■ **Work to complete**: Give the material once more, word for word, without any images.

----

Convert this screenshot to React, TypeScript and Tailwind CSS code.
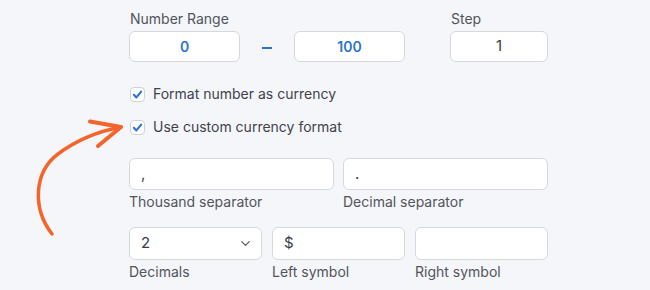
import { ChevronDown } from "lucide-react";

function Check() {
  return (
    <span className="w-[15px] h-[15px] rounded-[4px] border border-[#cfd2d8] bg-white flex items-center justify-center">
      <svg width="11" height="11" viewBox="0 0 12 12" fill="none">
        <path d="M2 6.4 L4.8 9.2 L10 2.8" stroke="#2b74d0" strokeWidth="2.3" strokeLinecap="round" strokeLinejoin="round" />
      </svg>
    </span>
  );
}

function Field({
  value,
  label,
  width,
  height,
  extra,
}: {
  value: string;
  label: string;
  width: string;
  height: string;
  extra?: React.ReactNode;
}) {
  return (
    <div className={`flex flex-col ${width}`}>
      <div className={`${height} rounded-[6px] border border-[#d6d8dd] bg-white flex items-center justify-between pl-[11px] pr-[8px] text-[15px] text-[#3a3d44]`}>
        <span>{value}</span>
        {extra}
      </div>
      <span className="mt-[2px] text-[14px] leading-[20px] text-[#51545c]">{label}</span>
    </div>
  );
}

export default function App() {
  return (
    <div
      className="relative w-[650px] h-[290px] bg-[#f5f6fa] overflow-hidden pl-[129px] pt-[9px]"
      style={{ fontFamily: "Inter, 'Noto Sans', sans-serif" }}
    >
      {/* range + step */}
      <div className="flex items-start">
        <div className="flex flex-col">
          <span className="text-[14px] leading-[20px] text-[#51545c] pl-[1px]">Number Range</span>
          <div className="mt-[2px] flex items-center">
            <div className="w-[111px] h-[31px] rounded-[6px] border border-[#d6d8dd] bg-white flex items-center justify-center text-[14px] font-semibold text-[#2b74d0]">
              0
            </div>
            <div className="w-[54px] flex justify-center">
              <span className="w-[10px] h-[2px] bg-[#2b74d0] mt-[3px]" />
            </div>
            <div className="w-[111px] h-[31px] rounded-[6px] border border-[#d6d8dd] bg-white flex items-center justify-center text-[14px] font-semibold text-[#2b74d0]">
              100
            </div>
          </div>
        </div>
        <div className="ml-[45px] flex flex-col">
          <span className="text-[14px] leading-[20px] text-[#51545c] pl-[1px]">Step</span>
          <div className="mt-[2px] w-[98px] h-[31px] rounded-[6px] border border-[#d6d8dd] bg-white flex items-center justify-center text-[15px] text-[#3a3d44]">
            1
          </div>
        </div>
      </div>

      {/* checkboxes */}
      <div className="mt-[22px] flex flex-col gap-[13px] pl-[1px]">
        <label className="flex items-center gap-[8px] text-[14px] leading-[20px] text-[#3f424a]">
          <Check />
          Format number as currency
        </label>
        <label className="flex items-center gap-[8px] text-[14px] leading-[20px] text-[#3f424a]">
          <Check />
          Use custom currency format
        </label>
      </div>

      {/* separators */}
      <div className="mt-[21px] flex gap-[9px]">
        <Field value="," label="Thousand separator" width="w-[205px]" height="h-[32px]" />
        <Field value="." label="Decimal separator" width="w-[205px]" height="h-[32px]" />
      </div>

      {/* decimals + symbols */}
      <div className="mt-[15px] flex gap-[10px]">
        <Field
          value="2"
          label="Decimals"
          width="w-[133px]"
          height="h-[33px]"
          extra={<ChevronDown size={15} strokeWidth={1.75} className="text-[#4d5058]" />}
        />
        <Field value="$" label="Left symbol" width="w-[133px]" height="h-[33px]" />
        <Field value="" label="Right symbol" width="w-[133px]" height="h-[33px]" />
      </div>

      {/* hand-drawn arrow */}
      <svg className="absolute left-0 top-0" width="650" height="290" viewBox="0 0 650 290" fill="none">
        <path
          d="M52 234 C 32 208, 34 172, 58 154 C 78 139, 100 131, 121 127"
          stroke="#f4652c"
          strokeWidth="3.5"
          strokeLinecap="round"
        />
        <path d="M90 121.5 L121 127 L98 146" stroke="#f4652c" strokeWidth="4" strokeLinecap="round" strokeLinejoin="round" />
      </svg>
    </div>
  );
}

----

■ **The solution**:
Convert this screenshot to React, TypeScript and Tailwind CSS code.
import { ChevronDown } from "lucide-react";

function Check() {
  return (
    <span className="w-[15px] h-[15px] rounded-[4px] border border-[#cfd2d8] bg-white flex items-center justify-center">
      <svg width="11" height="11" viewBox="0 0 12 12" fill="none">
        <path d="M2 6.4 L4.8 9.2 L10 2.8" stroke="#2b74d0" strokeWidth="2.3" strokeLinecap="round" strokeLinejoin="round" />
      </svg>
    </span>
  );
}

function Field({
  value,
  label,
  width,
  height,
  extra,
}: {
  value: string;
  label: string;
  width: string;
  height: string;
  extra?: React.ReactNode;
}) {
  return (
    <div className={`flex flex-col ${width}`}>
      <div className={`${height} rounded-[6px] border border-[#d6d8dd] bg-white flex items-center justify-between pl-[11px] pr-[8px] text-[15px] text-[#3a3d44]`}>
        <span>{value}</span>
        {extra}
      </div>
      <span className="mt-[2px] text-[14px] leading-[20px] text-[#51545c]">{label}</span>
    </div>
  );
}

export default function App() {
  return (
    <div
      className="relative w-[650px] h-[290px] bg-[#f5f6fa] overflow-hidden pl-[129px] pt-[9px]"
      style={{ fontFamily: "Inter, 'Noto Sans', sans-serif" }}
    >
      {/* range + step */}
      <div className="flex items-start">
        <div className="flex flex-col">
          <span className="text-[14px] leading-[20px] text-[#51545c] pl-[1px]">Number Range</span>
          <div className="mt-[2px] flex items-center">
            <div className="w-[111px] h-[31px] rounded-[6px] border border-[#d6d8dd] bg-white flex items-center justify-center text-[14px] font-semibold text-[#2b74d0]">
              0
            </div>
            <div className="w-[54px] flex justify-center">
              <span className="w-[10px] h-[2px] bg-[#2b74d0] mt-[3px]" />
            </div>
            <div className="w-[111px] h-[31px] rounded-[6px] border border-[#d6d8dd] bg-white flex items-center justify-center text-[14px] font-semibold text-[#2b74d0]">
              100
            </div>
          </div>
        </div>
        <div className="ml-[45px] flex flex-col">
          <span className="text-[14px] leading-[20px] text-[#51545c] pl-[1px]">Step</span>
          <div className="mt-[2px] w-[98px] h-[31px] rounded-[6px] border border-[#d6d8dd] bg-white flex items-center justify-center text-[15px] text-[#3a3d44]">
            1
          </div>
        </div>
      </div>

      {/* checkboxes */}
      <div className="mt-[22px] flex flex-col gap-[13px] pl-[1px]">
        <label className="flex items-center gap-[8px] text-[14px] leading-[20px] text-[#3f424a]">
          <Check />
          Format number as currency
        </label>
        <label className="flex items-center gap-[8px] text-[14px] leading-[20px] text-[#3f424a]">
          <Check />
          Use custom currency format
        </label>
      </div>

      {/* separators */}
      <div className="mt-[21px] flex gap-[9px]">
        <Field value="," label="Thousand separator" width="w-[205px]" height="h-[32px]" />
        <Field value="." label="Decimal separator" width="w-[205px]" height="h-[32px]" />
      </div>

      {/* decimals + symbols */}
      <div className="mt-[15px] flex gap-[10px]">
        <Field
          value="2"
          label="Decimals"
          width="w-[133px]"
          height="h-[33px]"
          extra={<ChevronDown size={15} strokeWidth={1.75} className="text-[#4d5058]" />}
        />
        <Field value="$" label="Left symbol" width="w-[133px]" height="h-[33px]" />
        <Field value="" label="Right symbol" width="w-[133px]" height="h-[33px]" />
      </div>

      {/* hand-drawn arrow */}
      <svg className="absolute left-0 top-0" width="650" height="290" viewBox="0 0 650 290" fill="none">
        <path
          d="M52 234 C 32 208, 34 172, 58 154 C 78 139, 100 131, 121 127"
          stroke="#f4652c"
          strokeWidth="3.5"
          strokeLinecap="round"
        />
        <path d="M90 121.5 L121 127 L98 146" stroke="#f4652c" strokeWidth="4" strokeLinecap="round" strokeLinejoin="round" />
      </svg>
    </div>
  );
}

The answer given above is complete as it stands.